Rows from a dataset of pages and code
** BEGIN **

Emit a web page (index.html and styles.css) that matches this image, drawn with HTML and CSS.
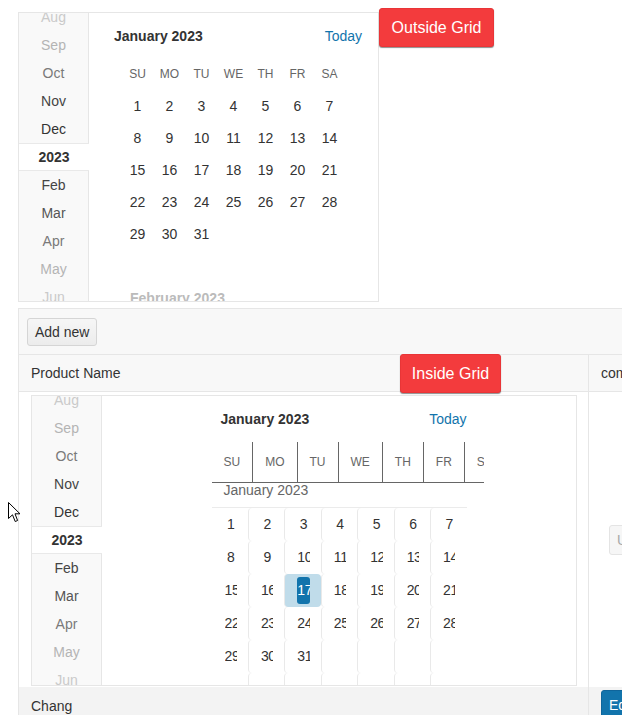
FILE: index.html
```html
<!DOCTYPE html>
<html>
<head>
<meta charset="utf-8">
<link rel="stylesheet" href="styles.css">
</head>
<body>
<div class="page">
  <div class="top-row">
    <div class="cal">
      <div class="months">
        <ul class="month-list">
          <li class="m f5">Aug</li>
          <li class="m f4">Sep</li>
          <li class="m f3">Oct</li>
          <li class="m f1">Nov</li>
          <li class="m f0">Dec</li>
          <li class="year">2023</li>
          <li class="m f1">Feb</li>
          <li class="m f2">Mar</li>
          <li class="m f3">Apr</li>
          <li class="m f4">May</li>
          <li class="m f5">Jun</li>
        </ul>
      </div>
      <div class="cal-main">
        <div class="cal-title"><span class="title">January 2023</span><span class="today">Today</span></div>
        <div class="dow"><span>SU</span><span>MO</span><span>TU</span><span>WE</span><span>TH</span><span>FR</span><span>SA</span></div>
        <div class="dates">
          <span>1</span><span>2</span><span>3</span><span>4</span><span>5</span><span>6</span><span>7</span>
          <span>8</span><span>9</span><span>10</span><span>11</span><span>12</span><span>13</span><span>14</span>
          <span>15</span><span>16</span><span>17</span><span>18</span><span>19</span><span>20</span><span>21</span>
          <span>22</span><span>23</span><span>24</span><span>25</span><span>26</span><span>27</span><span>28</span>
          <span>29</span><span>30</span><span>31</span>
        </div>
        <div class="next-title">February 2023</div>
      </div>
    </div>
    <button class="btn-red outside">Outside Grid</button>
  </div>

  <div class="grid">
    <div class="toolbar"><button class="btn">Add new</button></div>
    <div class="grid-row head">
      <div class="c1">Product Name<button class="btn-red inside">Inside Grid</button></div>
      <div class="c2">command</div>
    </div>
    <div class="grid-row edit">
      <div class="c1">
        <div class="cal cal-in">
          <div class="months">
            <ul class="month-list">
              <li class="m f5">Aug</li>
              <li class="m f4">Sep</li>
              <li class="m f3">Oct</li>
              <li class="m f1">Nov</li>
              <li class="m f0">Dec</li>
              <li class="year">2023</li>
              <li class="m f1">Feb</li>
              <li class="m f2">Mar</li>
              <li class="m f3">Apr</li>
              <li class="m f4">May</li>
              <li class="m f5">Jun</li>
            </ul>
          </div>
          <div class="cal-main in-main">
            <div class="in-block">
              <div class="in-title"><span class="title">January 2023</span><span class="today">Today</span></div>
              <div class="in-head"><span>SU</span><span>MO</span><span>TU</span><span>WE</span><span>TH</span><span>FR</span><span>SA</span></div>
              <div class="in-caption">January 2023</div>
              <div class="in-dates">
                <div class="d"><span>1</span></div><div class="d"><span>2</span></div><div class="d"><span>3</span></div><div class="d"><span>4</span></div><div class="d"><span>5</span></div><div class="d"><span>6</span></div><div class="d"><span>7</span></div>
                <div class="d"><span>8</span></div><div class="d"><span>9</span></div><div class="d"><span>10</span></div><div class="d"><span>11</span></div><div class="d"><span>12</span></div><div class="d"><span>13</span></div><div class="d"><span>14</span></div>
                <div class="d"><span>15</span></div><div class="d"><span>16</span></div><div class="d sel"><span>17</span></div><div class="d"><span>18</span></div><div class="d"><span>19</span></div><div class="d"><span>20</span></div><div class="d"><span>21</span></div>
                <div class="d"><span>22</span></div><div class="d"><span>23</span></div><div class="d"><span>24</span></div><div class="d"><span>25</span></div><div class="d"><span>26</span></div><div class="d"><span>27</span></div><div class="d"><span>28</span></div>
                <div class="d"><span>29</span></div><div class="d"><span>30</span></div><div class="d"><span>31</span></div><div class="d"></div><div class="d"></div><div class="d"></div><div class="d"></div>
                <div class="d"></div><div class="d"></div><div class="d"></div><div class="d"></div><div class="d"></div><div class="d"></div><div class="d"></div>
              </div>
            </div>
          </div>
        </div>
      </div>
      <div class="c2 c2-mid"><button class="btn-ghost">Update</button></div>
    </div>
    <div class="grid-row alt">
      <div class="c1">Chang</div>
      <div class="c2"><button class="btn-blue">Edit</button></div>
    </div>
  </div>

  <svg class="cursor" width="13" height="21" viewBox="0 0 13 21"><path d="M0.5 0.5 L0.5 16.5 L4.5 12.8 L7.2 19.5 L9.6 18.5 L7 11.8 L12 11.8 Z" fill="#fff" stroke="#000" stroke-width="1" stroke-linejoin="miter"/></svg>
</div>
</body>
</html>
```

FILE: styles.css
```css
html, body {
  margin: 0;
  padding: 0;
}
body {
  font-family: "Liberation Sans", Arial, sans-serif;
  font-size: 14px;
  color: #333;
  background: #fff;
  overflow: hidden;
  width: 622px;
  height: 715px;
}
.page {
  position: relative;
  padding: 8px 0 0 18px;
}
.top-row {
  display: flex;
  align-items: flex-start;
}

/* calendar */
.cal {
  margin-top: 4px;
  width: 361px;
  height: 290px;
  box-sizing: border-box;
  border: 1px solid #e6e6e6;
  display: flex;
  overflow: hidden;
  background: #fff;
}
.months {
  width: 70px;
  flex: none;
  overflow: hidden;
}
.month-list {
  list-style: none;
  margin: -10px 0 0;
  padding: 0;
}
.month-list li {
  height: 28px;
  line-height: 28px;
  text-align: center;
  box-sizing: border-box;
}
.month-list .m {
  background: #f9f9f9;
  border-right: 1px solid #e6e6e6;
}
.month-list .year {
  background: #fff;
  font-weight: bold;
  color: #333;
  border-top: 1px solid #e9e9e9;
  border-bottom: 1px solid #e9e9e9;
  line-height: 26px;
}
.f0 { color: #333; }
.f1 { color: #444; }
.f2 { color: #555; }
.f3 { color: #7a7a7a; }
.f4 { color: #b4b4b4; }
.f5 { color: #cacaca; }

.cal-main {
  flex: 1;
  overflow: hidden;
}
.cal-title {
  display: flex;
  justify-content: space-between;
  height: 32px;
  line-height: 32px;
  margin-top: 7px;
  padding: 0 16px 0 25px;
}
.title {
  font-weight: bold;
}
.today {
  color: #1274ac;
}
.dow, .dates {
  width: 224px;
  margin: 0 auto;
  display: grid;
  grid-template-columns: repeat(7, 32px);
  grid-auto-rows: 32px;
  text-align: center;
}
.dow {
  margin-top: 6px;
  font-size: 12px;
  color: #666;
  line-height: 32px;
}
.dates span {
  line-height: 32px;
}
.next-title {
  margin: 40px 0 0 41px;
  font-weight: bold;
  color: #bbb;
  line-height: 16px;
}

/* buttons */
.btn-red {
  margin: 0;
  height: 39px;
  padding: 0;
  border: 1px solid #e93537;
  border-radius: 3px;
  background: #f33b3d;
  color: #fff;
  font-family: "Liberation Sans", Arial, sans-serif;
  font-size: 16px;
  text-align: center;
  box-shadow: 0 1px 1px rgba(0, 0, 0, 0.45);
}
.outside {
  width: 115px;
}
.btn {
  height: 28px;
  padding: 0 7px;
  border: 1px solid #d5d5d5;
  border-radius: 3px;
  background: linear-gradient(#f6f6f6, #ececec);
  color: #333;
  font-family: "Liberation Sans", Arial, sans-serif;
  font-size: 14px;
}
.btn-ghost {
  height: 30px;
  padding: 0 7px;
  border: 1px solid #e4e4e4;
  border-radius: 3px;
  background: #f6f6f6;
  color: #a8a8a8;
  font-family: "Liberation Sans", Arial, sans-serif;
  font-size: 14px;
}
.btn-blue {
  height: 30px;
  padding: 0 7px;
  border: 1px solid #0f659b;
  border-radius: 3px;
  background: #1274ac;
  color: #fff;
  font-family: "Liberation Sans", Arial, sans-serif;
  font-size: 14px;
}

/* grid */
.grid {
  margin-top: 6px;
  width: 720px;
  border: 1px solid #e6e6e6;
  background: #fff;
}
.toolbar {
  height: 46px;
  box-sizing: border-box;
  padding: 9px 8px;
  background: #f8f8f8;
  border-bottom: 1px solid #e6e6e6;
}
.grid-row {
  display: grid;
  grid-template-columns: 570px 1fr;
}
.c1 {
  border-right: 1px solid #e6e6e6;
  padding: 0 12px;
  position: relative;
}
.c2 {
  padding: 0 12px;
  white-space: nowrap;
  overflow: hidden;
}
.head {
  background: #f8f8f8;
  border-bottom: 1px solid #e6e6e6;
  height: 37px;
  box-sizing: border-box;
}
.head .c1, .head .c2 {
  line-height: 36px;
}
.inside {
  position: absolute;
  left: 381px;
  top: -1px;
  width: 101px;
  line-height: normal;
}
.edit {
  height: 295px;
}
.edit .c1 {
  padding: 3px 12px 1px;
}
.c2-mid {
  display: flex;
  align-items: center;
  padding-left: 20px;
}
.cal-in {
  margin: 0;
  width: 546px;
  height: 291px;
}
.alt {
  background: #f3f3f3;
  height: 40px;
}
.alt .c1 {
  line-height: 38px;
}
.alt .c2 {
  padding-top: 3px;
}

/* inner calendar */
.in-main {
  display: flex;
  justify-content: center;
}
.in-block {
  width: 255px;
  flex: none;
}
.in-title {
  display: flex;
  justify-content: space-between;
  height: 32px;
  line-height: 32px;
  margin-top: 7px;
  padding-left: 9px;
}
.in-head {
  margin-top: 7px;
  width: 272px;
  height: 41px;
  box-sizing: border-box;
  display: flex;
  overflow: hidden;
  white-space: nowrap;
  border-bottom: 1px solid #666;
  font-size: 12px;
  color: #666;
}
.in-head span {
  flex: none;
  padding: 0 12px;
  line-height: 40px;
  border-left: 1px solid #666;
}
.in-head span:first-child {
  border-left: none;
}
.in-caption {
  height: 24px;
  line-height: 14px;
  padding-left: 12px;
  color: #666;
}
.in-dates {
  display: grid;
  grid-template-columns: repeat(7, minmax(0, 1fr));
  grid-auto-rows: 33px;
  border-top: 1px solid #ebebeb;
}
.in-dates .d {
  min-width: 0;
  box-sizing: border-box;
  padding: 3px 11px 3px 12px;
  border-left: 1px solid #e9e9e9;
  border-radius: 4px;
}
.in-dates .d:nth-child(7n+1) {
  border-left-color: transparent;
}
.in-dates .d span {
  display: block;
  height: 27px;
  line-height: 27px;
  overflow: hidden;
  white-space: nowrap;
  text-align: center;
  letter-spacing: -0.4px;
  color: #333;
}
.in-dates .sel {
  background: #c0dcea;
}
.in-dates .sel span {
  background: #1274ac;
  color: #fff;
  border-radius: 3px;
}

.cursor {
  position: absolute;
  left: 8px;
  top: 502px;
}
```
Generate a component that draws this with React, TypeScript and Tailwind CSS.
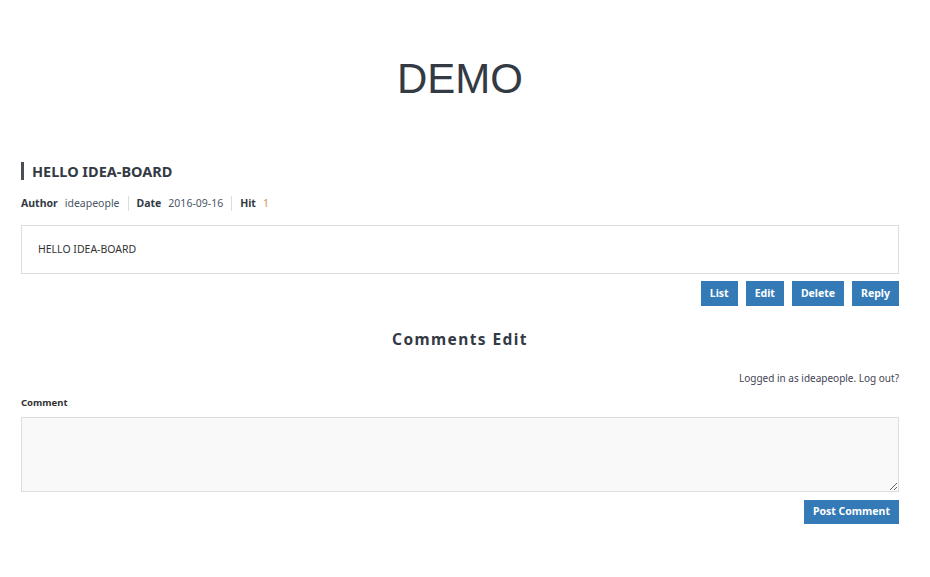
export default function App() {
  return (
    <div className="min-h-[577px] bg-white font-['Noto_Sans','Noto_Sans_CJK_KR',sans-serif] text-[#333a44]">
      <div className="ml-[21px] w-[878px] pb-[55px]">
        <h1 className="pt-[53px] text-center font-['Liberation_Sans',Arial,sans-serif] text-[42px] leading-[52px] text-[#333a44]">
          DEMO
        </h1>

        <div className="mt-[57px] flex h-[18px] items-center border-l-[3px] border-[#4a4f57] pl-[8px]">
          <h2 className="text-[14.5px] font-bold leading-none">HELLO IDEA-BOARD</h2>
        </div>

        <div className="mt-[15px] flex items-center text-[10.5px] leading-[16px]">
          <span className="font-bold">Author</span>
          <span className="ml-[7px] text-[#4a5566]">ideapeople</span>
          <span className="mx-[8px] h-[15px] w-px bg-[#ddd]" />
          <span className="font-bold">Date</span>
          <span className="ml-[7px] text-[#4a5566]">2016-09-16</span>
          <span className="mx-[8px] h-[15px] w-px bg-[#ddd]" />
          <span className="font-bold">Hit</span>
          <span className="ml-[7px] text-[#cf9450]">1</span>
        </div>

        <div className="mt-[14px] flex h-[49px] items-center border border-[#ddd] px-[16px] text-[10.5px] text-[#333]">
          HELLO IDEA-BOARD
        </div>

        <div className="mt-[7px] flex justify-end gap-[8px]">
          {["List", "Edit", "Delete", "Reply"].map((label) => (
            <button
              key={label}
              className="h-[25px] bg-[#337ab7] px-[9px] text-[10.5px] font-bold text-white"
            >
              {label}
            </button>
          ))}
        </div>

        <h3 className="mt-[22px] text-center text-[15.5px] font-bold leading-[22px] tracking-[1.4px]">
          Comments Edit
        </h3>

        <p className="mt-[21px] text-right text-[10px] leading-[14px] text-[#445]">
          Logged in as ideapeople. Log out?
        </p>

        <label className="mt-[11px] block text-[9.5px] font-bold leading-[14px] text-[#333]">
          Comment
        </label>
        <textarea className="mt-[7px] block h-[75px] w-full border border-[#ddd] bg-[#f9f9f9]" />

        <div className="mt-[8px] flex justify-end">
          <button className="h-[24px] bg-[#337ab7] px-[9px] text-[10.5px] font-bold text-white">
            Post Comment
          </button>
        </div>
      </div>
    </div>
  );
}
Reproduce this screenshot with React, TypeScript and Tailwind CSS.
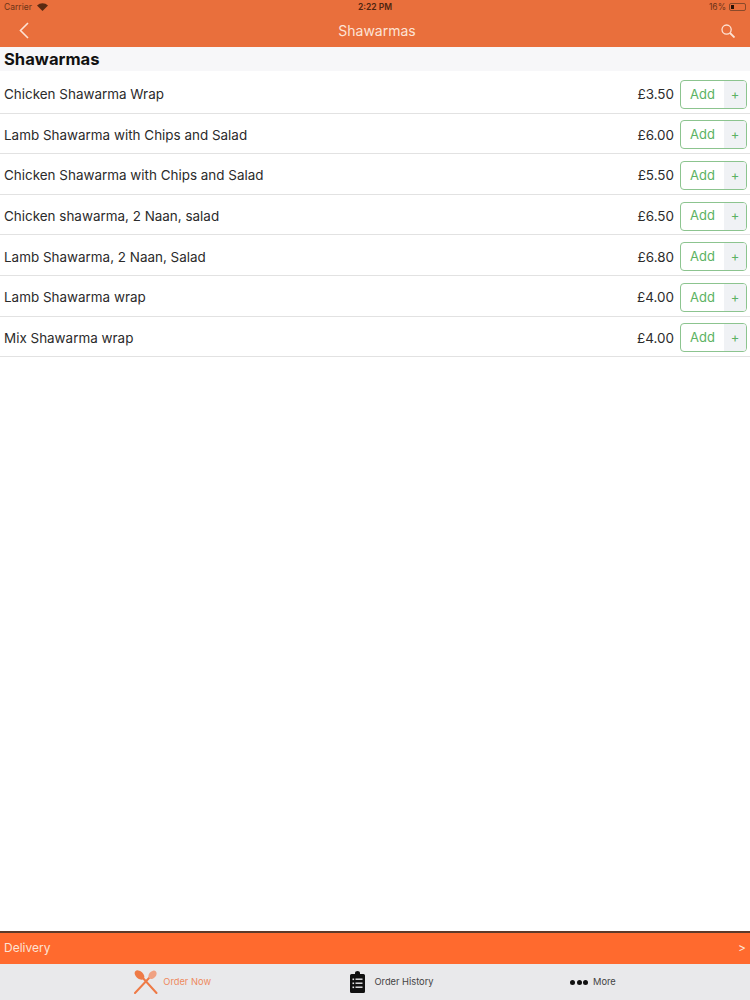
const items: [string, string][] = [
  ["Chicken Shawarma Wrap", "£3.50"],
  ["Lamb Shawarma with Chips and Salad", "£6.00"],
  ["Chicken Shawarma with Chips and Salad", "£5.50"],
  ["Chicken shawarma, 2 Naan, salad", "£6.50"],
  ["Lamb Shawarma, 2 Naan, Salad", "£6.80"],
  ["Lamb Shawarma wrap", "£4.00"],
  ["Mix Shawarma wrap", "£4.00"],
];

function Row({ name, price }: { name: string; price: string }) {
  return (
    <div className="flex h-[40.6px] items-center border-b border-[#e2e2e2] pl-1 pr-[3px] pt-[3px] text-[13.45px] text-[#2b2b2b]">
      <span className="flex-1">{name}</span>
      <span className="mr-[6px]">{price}</span>
      <div className="flex h-[29px] w-[67px] overflow-hidden rounded-[4px] border border-[#8cc48f] text-[#5cb263]">
        <span className="flex flex-1 items-center justify-center text-[13px]">Add</span>
        <span className="flex w-[22px] items-center justify-center bg-[#f0f2f5] text-[13px]">+</span>
      </div>
    </div>
  );
}

function Cutlery() {
  return (
    <svg width="24" height="24" viewBox="0 0 24 24" fill="none">
      <path d="M22.5 23 L8 7" stroke="#ee7a46" strokeWidth="2" strokeLinecap="round" />
      <ellipse cx="5.5" cy="5" rx="5.6" ry="3.7" transform="rotate(42 5.5 5)" fill="#ee7a46" />
      <path d="M1 23 L16 7" stroke="#ee7a46" strokeWidth="2" strokeLinecap="round" />
      <ellipse cx="18.5" cy="4.8" rx="3.4" ry="4.8" transform="rotate(42 18.5 4.8)" fill="#f0a283" />
    </svg>
  );
}

function Clipboard() {
  return (
    <svg width="15" height="22" viewBox="0 0 15 22">
      <path d="M1.5 3 H5 V1.8 A2.5 1.8 0 0 1 10 1.8 V3 H13.5 A1.5 1.5 0 0 1 15 4.5 V20.5 A1.5 1.5 0 0 1 13.5 22 H1.5 A1.5 1.5 0 0 1 0 20.5 V4.5 A1.5 1.5 0 0 1 1.5 3 Z" fill="#111" />
      <g fill="#e9e9eb">
        <rect x="2.5" y="7.5" width="1.6" height="1.6" />
        <rect x="5.5" y="7.5" width="7" height="1.4" />
        <rect x="2.5" y="11.5" width="1.6" height="1.6" />
        <rect x="5.5" y="11.5" width="7" height="1.4" />
        <rect x="2.5" y="15.5" width="1.6" height="1.6" />
        <rect x="5.5" y="15.5" width="7" height="1.4" />
      </g>
    </svg>
  );
}

export default function App() {
  return (
    <div className="flex h-[1000px] w-[750px] flex-col overflow-hidden bg-white font-['Inter',sans-serif]">
      <header className="h-[47px] bg-[#e96f3c] text-[#fde3d5]">
        <div className="flex h-[14px] items-center px-1 text-[8.5px] text-[#6b3318]">
          <div className="flex flex-1 items-center gap-[5px]">
            <span>Carrier</span>
            <svg width="11" height="8" viewBox="0 0 11 8" fill="#5a2a12">
              <path d="M5.5 8 L0 2.4 A8 8 0 0 1 11 2.4 Z" />
            </svg>
          </div>
          <span className="flex-1 text-center font-semibold text-[#4f2510]">2:22 PM</span>
          <div className="flex flex-1 items-center justify-end gap-[3px]">
            <span>16%</span>
            <div className="h-[8px] w-[17px] rounded-[2px] border border-[#8a4a2a] p-px">
              <div className="h-full w-[3px] bg-[#2a1208]" />
            </div>
          </div>
        </div>
        <div className="flex h-[33px] items-center justify-between pl-[19px] pr-[15px]">
          <svg width="10" height="17" viewBox="0 0 10 17" fill="none" stroke="#fde3d5" strokeWidth="1.6">
            <path d="M9 1 L1.5 8.5 L9 16" />
          </svg>
          <span className="ml-[4px] text-[14px]">Shawarmas</span>
          <svg width="14" height="14" viewBox="0 0 14 14" fill="none" stroke="#fde3d5" strokeWidth="1.3">
            <circle cx="5.6" cy="5.6" r="4.6" />
            <path d="M9 9 L13.5 13.5" strokeWidth="1.8" />
          </svg>
        </div>
      </header>
      <div className="flex h-[24px] items-center bg-[#f7f7f9] pl-1 text-[16.6px] font-bold text-[#111]">Shawarmas</div>
      <main className="flex-1 pt-[2px]">
        {items.map(([name, price]) => (
          <Row key={name} name={name} price={price} />
        ))}
      </main>
      <div className="flex h-[33px] items-center justify-between border-t-2 border-[#5c3a2a] bg-[#ff6a2e] px-1 pb-[2px] text-[12px] text-[#fde3d5]">
        <span>Delivery</span>
        <span>&gt;</span>
      </div>
      <nav className="grid h-[36px] grid-cols-[1fr_1fr_1fr] bg-[#e9e9eb] text-[9.3px] text-[#444]">
        <div className="flex items-center justify-end gap-[5px] pr-[39px] text-[#ee8a60]">
          <Cutlery />
          <span>Order Now</span>
        </div>
        <div className="flex items-center justify-center gap-[9px] pl-[34px]">
          <Clipboard />
          <span>Order History</span>
        </div>
        <div className="flex items-center gap-[5px] pl-[70px]">
          <span className="flex gap-[1.5px]">
            <span className="h-[5px] w-[5px] rounded-full bg-[#111]" />
            <span className="h-[5px] w-[5px] rounded-full bg-[#111]" />
            <span className="h-[5px] w-[5px] rounded-full bg-[#111]" />
          </span>
          <span>More</span>
        </div>
      </nav>
    </div>
  );
}
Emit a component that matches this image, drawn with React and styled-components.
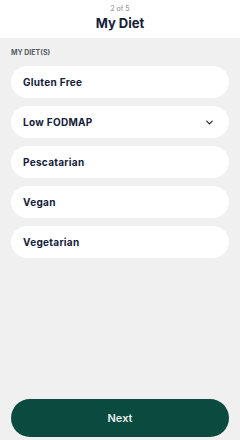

** END **

Using the records above, pull out each line where the word "component" occurs.

Generate a component that draws this with React, TypeScript and Tailwind CSS.
Emit a component that matches this image, drawn with React and styled-components.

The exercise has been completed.